There are hundreds of books about Manchester United. A lot of them, to be frank, are not very good. There are player autobiographies that say almost nothing (the 98-page Sparky – Barcelona, Bayern & Back from 1989 takes the biscuit here) and even supposedly controversial ones like Jaap Stam’s Head to Head which led to him leaving the club is largely insipid.
Advertisement
There are some belters though and the ones below are among the best.
The peerless United autobiography, Keane’s book sold more copies in Ireland than any other book except the Bible. Gripping from the start, it begins amid the meltdown in Saipan before the 2002 World Cup. Crafted by Irish journalist Eamon Dunphy, Keane is charged and brutally honest throughout.
The United captain paid the price for his lucrative and headline-attracting autobiography when he was banned for five games and fined a record £150,000 after being found guilty of two misconduct charges for his comments about Alf Inge Haaland.
There was a second version, 2014’s The Second Half written with novelist Roddy Doyle, which was equally compelling. As Roy Keane was and is.
The Busby family didn’t appreciate it, but that shouldn’t detract from one of the greatest books written about United and legendary manager Busby.
Released in 1991, it was a No 1 warts-and-all bestseller where Dunphy, a former member of United’s youth team, who’d written a superb diary on his life as a Millwall player, pulled no punches and exposed double standards all over the place. Dunphy draws from a terrific cast of characters, many of whom he knew. His conclusion that Busby is the “last great football man” hasn’t stood the test of time, but his book is as fascinating as it is absorbing.
Busby once said that “winning isn’t everything. There should be no conceit in victory, and no despair in defeat.” He was a grand, great, man, but he wasn’t infallible.
Published in 1978 as The Official Centenary of Manchester United, Green’s prose brings warmth to tell the club’s story. It’s entertaining, moving and, according to the Manchester Evening News back then, “one of the best football books ever written.” Legendary writer Hugh McIlvanney adds: “Geoffrey Green is the right man to tell the club’s story… we should be very grateful to him.”
Advertisement
It’s long out of print, but second-hand copies can be picked up easily enough.

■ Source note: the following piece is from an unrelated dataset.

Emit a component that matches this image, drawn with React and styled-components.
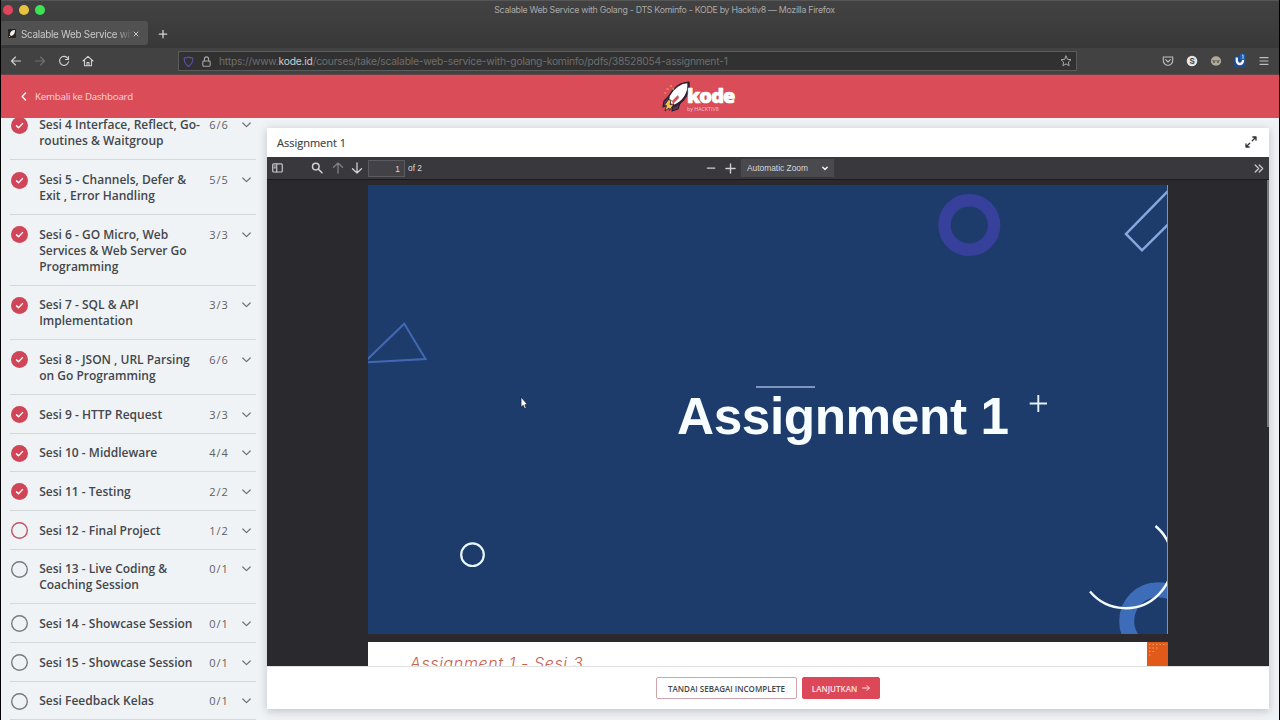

Mancunian and United fan White, now with The Telegraph, spent the 1993-94 season close to the team. The “season with” format has become a well-worn one, but it felt fresh then and White spent real time, travelling from Budapest to Blackburn, with fans and not just players, covering issues like the trouble in Galatasaray when 164 fans were deported.
Superbly written, it’s full of knock-out quotes like: “Ryan has a shit-disposal unit in his head and much of what he hears goes into that,” from Sir Alex Ferguson or “Eric Cantona is a cry baby who hides when the going gets tough,” from Arsenal manager George Graham.
White’s Manchester United: The Biography is a 420-page unofficial and unbiased biography of the football club, published in 2008 which fits the billing of the description: From Newton Heath to Moscow, the complete story of the world’s great football club”. His 2022 book Red on Red (with Phil McNulty) on the United and Liverpool rivalry is also highly recommended.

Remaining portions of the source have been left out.